- [DATA SEGMENT]:
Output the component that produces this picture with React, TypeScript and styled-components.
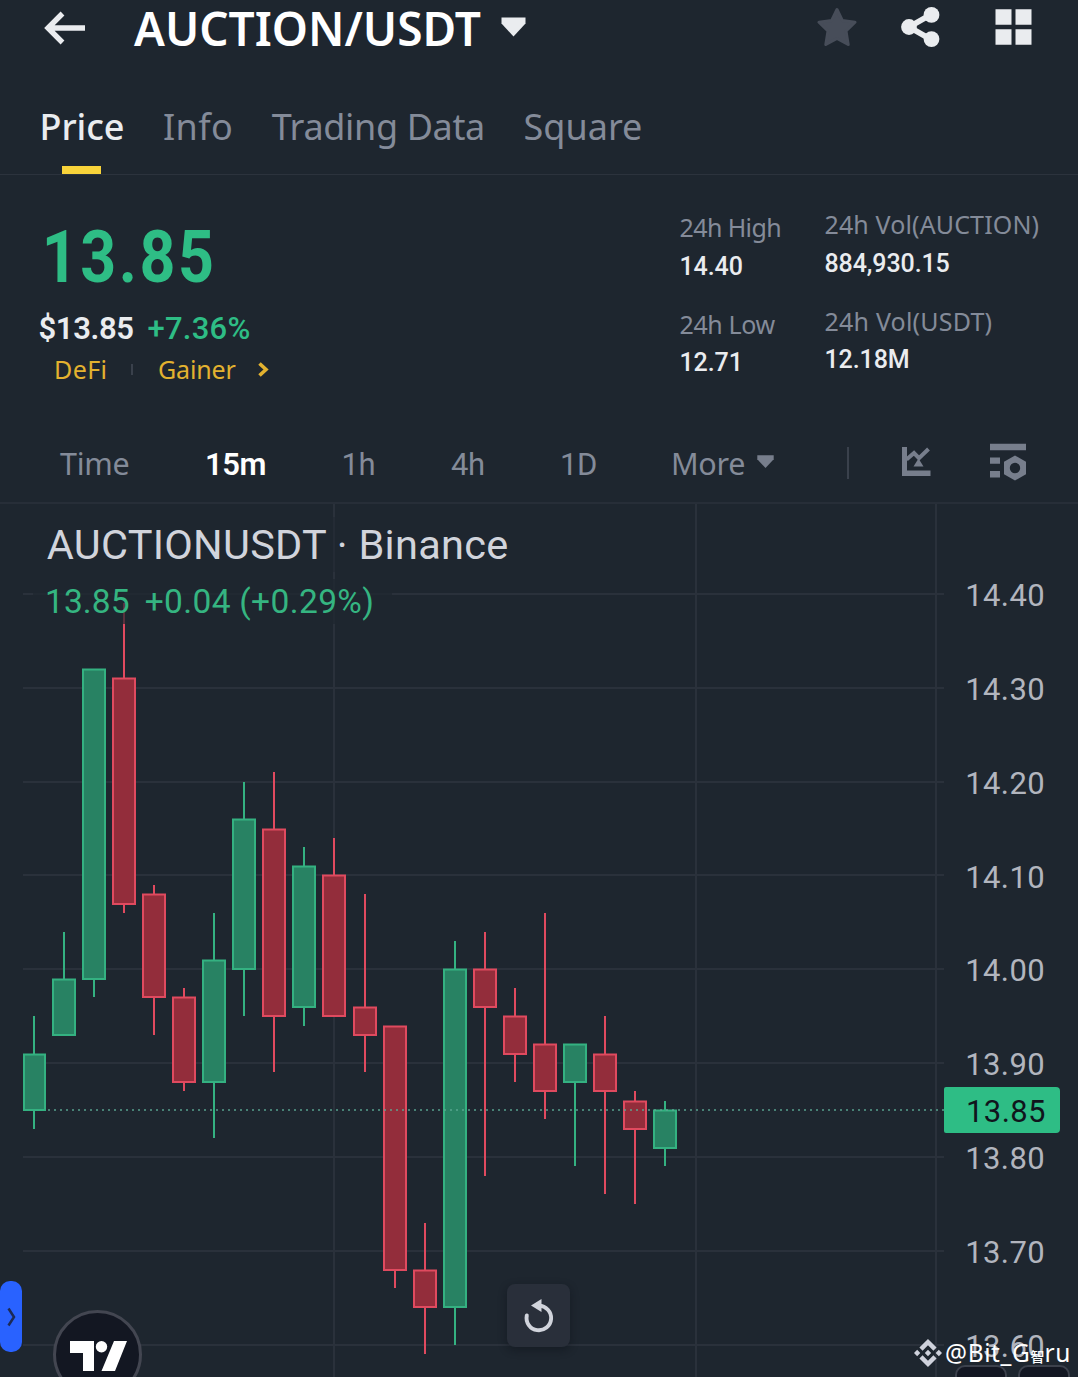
import React from 'react';
import styled, { createGlobalStyle } from 'styled-components';

const color = {
  bg: '#1e262f',
  line: '#2c333d',
  grid: '#2a313b',
  white: '#eaecef',
  muted: '#848b99',
  icon: '#777e8c',
  green: '#2ebd85',
  gold: '#e3b22f',
  axis: '#b2b5be',
  panel: '#131722',
  outline: '#434651',
};

const sans = '"Noto Sans", sans-serif';
const numeric = 'Roboto, sans-serif';

const GlobalStyle = createGlobalStyle`
  * { box-sizing: border-box; }
  html, body { margin: 0; background: ${color.bg}; }
  svg { display: block; flex: none; }
`;

const Screen = styled.div`
  display: flex;
  flex-direction: column;
  width: 1078px;
  height: 1377px;
  overflow: hidden;
  background: ${color.bg};
  color: ${color.white};
  font-family: ${sans};
  white-space: nowrap;
`;

/* ---------- header ---------- */

const Header = styled.header`
  display: flex;
  align-items: center;
  height: 55px;
  padding: 0 46px 0 44px;
`;

const Title = styled.h1`
  margin: 1px 0 0 49px;
  font-size: 46px;
  font-weight: 600;
  line-height: 54px;
  color: #fff;
`;

const TitleCaret = styled.svg`
  margin: -1px 0 0 20px;
`;

const HeaderActions = styled.div`
  display: grid;
  grid-template-columns: 84px 94px 37px;
  align-items: center;
  margin: -1px 0 0 auto;
`;

/* ---------- tabs ---------- */

const Tabs = styled.nav`
  display: flex;
  gap: 38.6px;
  height: 120px;
  padding: 46.5px 38px 0 39.6px;
  border-bottom: 1px solid ${color.line};
`;

const Tab = styled.div<{ $active?: boolean; $spacing?: string }>`
  display: flex;
  flex-direction: column;
  align-items: center;
  gap: 14.5px;
  font-size: 36px;
  font-weight: ${(p) => (p.$active ? 500 : 400)};
  line-height: 50px;
  letter-spacing: ${(p) => p.$spacing ?? 'normal'};
  color: ${(p) => (p.$active ? color.white : color.muted)};
`;

const TabMarker = styled.span`
  width: 39px;
  height: 8px;
  background: #f8d33a;
`;

/* ---------- ticker ---------- */

const Ticker = styled.section`
  display: grid;
  grid-template-columns: 641px 145px 1fr;
  height: 250px;
  padding: 31px 0 0 38.5px;
`;

const Quote = styled.div`
  padding-top: 15.6px;
`;

const LastPrice = styled.div`
  margin-left: 2px;
  font: 700 72px/72px ${numeric};
  letter-spacing: 3px;
  color: ${color.green};
  transform: scaleX(0.87);
  transform-origin: 5px 50%;
`;

const QuoteLine = styled.div`
  display: flex;
  gap: 14px;
  margin-top: 17.5px;
  font: 600 31px/36px ${numeric};
  letter-spacing: -0.39px;
`;

const Change = styled.span`
  font-weight: 500;
  letter-spacing: 0.25px;
  color: ${color.green};
`;

const Tags = styled.div`
  display: flex;
  align-items: center;
  margin: 7px 0 0 15.5px;
  font-size: 25px;
  line-height: 30px;
  color: ${color.gold};
`;

const Tag = styled.span<{ $spacing: string }>`
  letter-spacing: ${(p) => p.$spacing};
`;

const TagDivider = styled.i`
  width: 2px;
  height: 11px;
  margin: 0 24.5px 0 24px;
  background: #3a414c;
`;

const TagArrow = styled.svg`
  margin-left: 22px;
`;

const StatColumn = styled.div<{ $drop?: boolean }>`
  display: flex;
  flex-direction: column;
  gap: 21px;
  padding-top: ${(p) => (p.$drop ? '3.3px' : '0px')};
`;

const Stat = styled.div`
  display: flex;
  flex-direction: column;
  gap: 3.5px;
  line-height: 36px;
  font-size: 25px;
`;

const StatLabel = styled.span<{ $spacing: string }>`
  letter-spacing: ${(p) => p.$spacing};
  color: ${color.muted};
`;

const StatValue = styled.span`
  font-family: ${numeric};
  font-weight: 500;
  letter-spacing: -0.1px;
`;

/* ---------- interval toolbar ---------- */

const Toolbar = styled.div`
  display: grid;
  grid-template-columns: 145px 136.5px 109.5px 109px 111px 175.5px 55.5px 88px auto;
  align-items: center;
  height: 79px;
  padding: 2px 0 0 60px;
  border-bottom: 2px solid #272e38;
`;

const Interval = styled.span<{ $active?: boolean; $word?: boolean }>`
  display: flex;
  align-items: center;
  margin-top: ${(p) => (p.$word ? '-3px' : '0')};
  font-family: ${(p) => (p.$word ? sans : numeric)};
  font-size: ${(p) => (p.$word ? '30.5px' : '31px')};
  font-weight: ${(p) => (p.$active ? 600 : 400)};
  line-height: 40px;
  letter-spacing: ${(p) => (p.$word ? '-0.3px' : '-0.5px')};
  color: ${(p) => (p.$active ? '#fff' : color.muted)};
`;

const MoreCaret = styled.svg`
  margin: -3px 0 0 12px;
`;

const ToolbarDivider = styled.i`
  width: 2px;
  height: 32px;
  margin-top: -4px;
  background: #3a414c;
`;

const ToolIcon = styled.svg`
  margin-top: -6px;
`;

/* ---------- chart ---------- */

const Chart = styled.section`
  position: relative;
  display: grid;
  height: 873px;
  overflow: hidden;

  > * { grid-area: 1 / 1; }
`;

const Legend = styled.div`
  display: flex;
  flex-direction: column;
  align-items: flex-start;
  align-self: start;
  gap: 7px;
  padding: 12.7px 0 0 33px;
  font-family: ${numeric};
`;

const LegendTitle = styled.div`
  padding: 0 12px 0 13.8px;
  background: rgba(30, 38, 47, 0.5);
  font-size: 41.5px;
  line-height: 55px;
  letter-spacing: 0.27px;
  color: #d1d4dc;
`;

const LegendValues = styled.div`
  display: flex;
  gap: 15px;
  padding: 0 18px 0 12px;
  background: rgba(30, 38, 47, 0.7);
  font-size: 33.5px;
  line-height: 45px;
  letter-spacing: 0.1px;
  color: #35b581;
`;

const LegendDelta = styled.span`
  letter-spacing: 0.38px;
  word-spacing: -0.3px;
`;

const Axis = styled.div`
  justify-self: end;
  width: 112.7px;
  padding-top: 45.2px;
  font: 400 31px/93.8px ${numeric};
  letter-spacing: 0.35px;
  color: ${color.axis};
`;

const AxisLabel = styled.div`
  height: 93.8px;
`;

const PriceTag = styled.div`
  position: absolute;
  left: 944px;
  top: 583px;
  width: 116px;
  height: 46px;
  padding-left: 22px;
  border-radius: 2px 4px 4px 2px;
  background: ${color.green};
  font: 400 31px/50px ${numeric};
  letter-spacing: 0.4px;
  color: #10151c;
`;

const DrawerHandle = styled.div`
  position: absolute;
  left: 0;
  top: 777px;
  display: grid;
  place-items: center;
  width: 22px;
  height: 71px;
  border-radius: 10px;
  background: #2962ff;
`;

const ChartBadge = styled.div`
  position: absolute;
  left: 53px;
  top: 806px;
  width: 89px;
  height: 89px;
  padding: 28px 0 0 14px;
  border: 3px solid ${color.outline};
  border-radius: 50%;
  background: ${color.panel};
`;

const ResetButton = styled.div`
  position: absolute;
  left: 507px;
  top: 780px;
  display: grid;
  place-items: center;
  width: 63px;
  height: 63px;
  border-radius: 8px;
  background: #292f3a;
  box-shadow: 0 3px 8px rgba(12, 16, 22, 0.45);
`;

const BottomKeys = styled.div`
  position: absolute;
  left: 955px;
  top: 861px;
  display: flex;
  gap: 11px;
`;

const BottomKey = styled.i`
  width: 52px;
  height: 40px;
  border: 2px solid #3c414c;
  border-radius: 10px;
  background: ${color.panel};
`;

const Watermark = styled.div`
  position: absolute;
  left: 914px;
  top: 834px;
  display: flex;
  align-items: center;
  gap: 3px;
  height: 30px;
  font-size: 24.5px;
  line-height: 30px;
  letter-spacing: 0.6px;
  color: #fff;
`;

const WatermarkGlyph = styled.span`
  font: 500 14px/14px "Noto Sans CJK SC", sans-serif;
  letter-spacing: 0;
`;

/* ---------- data ---------- */

type Candle = [high: number, open: number, close: number, low: number];

const candles: Candle[] = [
  [13.95, 13.85, 13.91, 13.83],
  [14.04, 13.93, 13.99, 13.93],
  [14.32, 13.99, 14.32, 13.97],
  [14.39, 14.31, 14.07, 14.06],
  [14.09, 14.08, 13.97, 13.93],
  [13.98, 13.97, 13.88, 13.87],
  [14.06, 13.88, 14.01, 13.82],
  [14.2, 14.0, 14.16, 13.95],
  [14.21, 14.15, 13.95, 13.89],
  [14.13, 13.96, 14.11, 13.94],
  [14.14, 14.1, 13.95, 13.95],
  [14.08, 13.96, 13.93, 13.89],
  [13.94, 13.94, 13.68, 13.66],
  [13.73, 13.68, 13.64, 13.59],
  [14.03, 13.64, 14.0, 13.6],
  [14.04, 14.0, 13.96, 13.78],
  [13.98, 13.95, 13.91, 13.88],
  [14.06, 13.92, 13.87, 13.84],
  [13.92, 13.88, 13.92, 13.79],
  [13.95, 13.91, 13.87, 13.76],
  [13.87, 13.86, 13.83, 13.75],
  [13.86, 13.81, 13.85, 13.79],
];

const ticks = ['14.40', '14.30', '14.20', '14.10', '14.00', '13.90', '13.80', '13.70', '13.60'];
const sessions = [334, 696, 936];

const toY = (price: number) => Math.round(90 + (14.4 - price) * 938.2);
const toX = (index: number) => 34 + index * 30 + (index > 10 ? 1 : 0);

function Plot() {
  return (
    <svg width="1078" height="873" viewBox="0 0 1078 873">
      <g fill={color.grid}>
        {ticks.map((t) => (
          <rect key={t} x="23" y={toY(Number(t)) - 1} width="921" height="2" />
        ))}
        {sessions.map((x) => (
          <rect key={x} x={x - 1} y="0" width="2" height="873" />
        ))}
      </g>
      {candles.map(([high, open, close, low], i) => {
        const up = close > open;
        const x = toX(i);
        const top = toY(Math.max(open, close)) + 0.5;
        const bottom = toY(Math.min(open, close));
        const edge = up ? '#34b181' : '#e04a5f';
        const left = i === 0 ? x - 10 : x - 11;
        return (
          <g key={i}>
            <rect x={x - 1} y={toY(high)} width="2" height={toY(low) - toY(high)} fill={edge} />
            <rect
              x={left}
              y={top}
              width={x + 11 - left}
              height={bottom - top}
              fill={up ? '#288263' : '#932d3b'}
              stroke={edge}
              strokeWidth="2"
            />
          </g>
        );
      })}
      <line
        x1="48"
        x2="944"
        y1={toY(13.85)}
        y2={toY(13.85)}
        stroke="#5aa893"
        strokeOpacity="0.7"
        strokeWidth="2"
        strokeDasharray="2 4"
      />
    </svg>
  );
}

export default function App() {
  return (
    <Screen>
      <GlobalStyle />
      <Header>
        <svg width="41" height="34" viewBox="0 0 41 34" fill="none" stroke={color.white} strokeWidth="5.4">
          <path d="M4 17H41M18.500 2.500 4 17l14.500 14.500" />
        </svg>
        <Title>AUCTION/USDT</Title>
        <TitleCaret width="25" height="20" viewBox="0 0 25 20" fill={color.white}>
          <path d="M.5.5h24v6L12.5 19.5.5 6.500z" />
        </TitleCaret>
        <HeaderActions>
          <svg width="40" height="40" viewBox="0 0 40 40" fill="#474d59" stroke="#474d59" strokeWidth="3" strokeLinejoin="round">
            <path d="M20 2.500 25.300 13.500 38 15.200 29 24 31.200 37.500 20 31.500 8.800 37.500 11 24 2 15.200 14.700 13.500z" />
          </svg>
          <svg width="39" height="40" viewBox="0 0 39 40" fill={color.white}>
            <path d="M30 7.500 8 20l22 12.500" fill="none" stroke={color.white} strokeWidth="5.600" />
            <circle cx="8" cy="20" r="7.900" />
            <circle cx="30.500" cy="7.900" r="7.900" />
            <circle cx="30.500" cy="32.100" r="7.900" />
          </svg>
          <svg width="37" height="36" viewBox="0 0 37 36" fill={color.white}>
            <path d="M.5.200h16v15.500H.5zM20.500.200h16v15.500h-16zM.5 20.200h16v15.500H.5zM20.500 20.200h16v15.500h-16z" />
          </svg>
        </HeaderActions>
      </Header>

      <Tabs>
        <Tab $active $spacing="-0.1px">
          Price
          <TabMarker />
        </Tab>
        <Tab $spacing="0.4px">Info</Tab>
        <Tab $spacing="-0.35px">Trading Data</Tab>
        <Tab>Square</Tab>
      </Tabs>

      <Ticker>
        <Quote>
          <LastPrice>13.85</LastPrice>
          <QuoteLine>
            $13.85
            <Change>+7.36%</Change>
          </QuoteLine>
          <Tags>
            <Tag $spacing="0.4px">DeFi</Tag>
            <TagDivider />
            <Tag $spacing="-0.1px">Gainer</Tag>
            <TagArrow width="11" height="15" viewBox="0 0 11 15" fill="none" stroke={color.gold} strokeWidth="3.6">
              <path d="M1.500 1.500 8 7.500l-6.500 6" />
            </TagArrow>
          </Tags>
        </Quote>
        <StatColumn $drop>
          <Stat>
            <StatLabel $spacing="-0.6px">24h High</StatLabel>
            <StatValue>14.40</StatValue>
          </Stat>
          <Stat>
            <StatLabel $spacing="-0.4px">24h Low</StatLabel>
            <StatValue>12.71</StatValue>
          </Stat>
        </StatColumn>
        <StatColumn>
          <Stat>
            <StatLabel $spacing="0.13px">24h Vol(AUCTION)</StatLabel>
            <StatValue>884,930.15</StatValue>
          </Stat>
          <Stat>
            <StatLabel $spacing="0.21px">24h Vol(USDT)</StatLabel>
            <StatValue>12.18M</StatValue>
          </Stat>
        </StatColumn>
      </Ticker>

      <Toolbar>
        <Interval $word>Time</Interval>
        <Interval $active>15m</Interval>
        <Interval>1h</Interval>
        <Interval>4h</Interval>
        <Interval>1D</Interval>
        <Interval $word>
          More
          <MoreCaret width="17" height="13" viewBox="0 0 17 13" fill={color.icon}>
            <path d="M.3.300h16.400v4L8.500 13 .3 4.300z" />
          </MoreCaret>
        </Interval>
        <ToolbarDivider />
        <ToolIcon width="29" height="29" viewBox="0 0 29 29" fill={color.icon}>
          <path d="M0 0h5v23.500h23.500V29H0z" />
          <path d="M4.500 12.500 12 6l5 5.200L26.500 2" fill="none" stroke={color.icon} strokeWidth="4" />
          <path d="M16.500 11.500 21.500 19.500h-10z" />
        </ToolIcon>
        <ToolIcon width="36" height="38" viewBox="0 0 36 38" fill={color.icon}>
          <path d="M0 .800h36v6.500H0zM0 14.500h10v6.200H0zM0 28h10v6.500H0z" />
          <path fillRule="evenodd" d="M25 12.500 36 18.700v12.600L25 37.500 14 31.300V18.700zM25 19.800a5.200 5.200 0 1 0 0 10.400 5.200 5.200 0 0 0 0-10.400z" />
        </ToolIcon>
      </Toolbar>

      <Chart>
        <Plot />
        <Legend>
          <LegendTitle>AUCTIONUSDT · Binance</LegendTitle>
          <LegendValues>
            13.85
            <LegendDelta>+0.04 (+0.29%)</LegendDelta>
          </LegendValues>
        </Legend>
        <Axis>
          {ticks.map((t) => (
            <AxisLabel key={t}>{t}</AxisLabel>
          ))}
        </Axis>
        <PriceTag>13.85</PriceTag>
        <DrawerHandle>
          <svg width="9" height="20" viewBox="0 0 9 20" fill="none" stroke="#1c2a55" strokeWidth="2.500">
            <path d="M1.500 1.500 7 10l-5.500 8.500" />
          </svg>
        </DrawerHandle>
        <ChartBadge>
          <svg width="57" height="30" viewBox="0 0 57 30" fill="#fff">
            <path d="M0 0h24v30H13V12H0zM44 0h13L45 30H31.500z" />
            <circle cx="31.500" cy="5.800" r="5.700" />
          </svg>
        </ChartBadge>
        <ResetButton>
          <svg width="32" height="36" viewBox="0 0 32 36" fill="none">
            <path d="M3.800 17.500A12.300 12.300 0 1 0 16 7.700" stroke="#d1d4dc" strokeWidth="3.900" strokeLinecap="round" />
            <path d="M8 7.500 18.500 1v13z" fill="#d1d4dc" />
          </svg>
        </ResetButton>
        <BottomKeys>
          <BottomKey />
          <BottomKey />
        </BottomKeys>
        <Watermark>
          <svg width="28" height="28" viewBox="0 0 24 24" fill="#cfd2dc">
            <path d="M16.624 13.920l2.718 2.716-7.353 7.353-7.353-7.352 2.717-2.717 4.636 4.660 4.635-4.660zm4.637-4.636L24 12l-2.715 2.716L18.568 12l2.693-2.716zm-9.272 0l2.716 2.692-2.717 2.717L9.272 12l2.717-2.715zm-9.273 0L5.409 12l-2.692 2.692L0 12l2.716-2.716zM11.989.011l7.353 7.329-2.718 2.716-4.635-4.636-4.636 4.660-2.717-2.716 7.353-7.353z" />
          </svg>
          <span>
            @Bit_G<WatermarkGlyph>智</WatermarkGlyph>ru
          </span>
        </Watermark>
      </Chart>
    </Screen>
  );
}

- [EXERCISE]: Pictures stay out. Repeat only the lines from the beginning of the data through the line that has "header ---------- */".

- [RESULT OF THE TASK]:
Output the component that produces this picture with React, TypeScript and styled-components.
import React from 'react';
import styled, { createGlobalStyle } from 'styled-components';

const color = {
  bg: '#1e262f',
  line: '#2c333d',
  grid: '#2a313b',
  white: '#eaecef',
  muted: '#848b99',
  icon: '#777e8c',
  green: '#2ebd85',
  gold: '#e3b22f',
  axis: '#b2b5be',
  panel: '#131722',
  outline: '#434651',
};

const sans = '"Noto Sans", sans-serif';
const numeric = 'Roboto, sans-serif';

const GlobalStyle = createGlobalStyle`
  * { box-sizing: border-box; }
  html, body { margin: 0; background: ${color.bg}; }
  svg { display: block; flex: none; }
`;

const Screen = styled.div`
  display: flex;
  flex-direction: column;
  width: 1078px;
  height: 1377px;
  overflow: hidden;
  background: ${color.bg};
  color: ${color.white};
  font-family: ${sans};
  white-space: nowrap;
`;

/* ---------- header ---------- */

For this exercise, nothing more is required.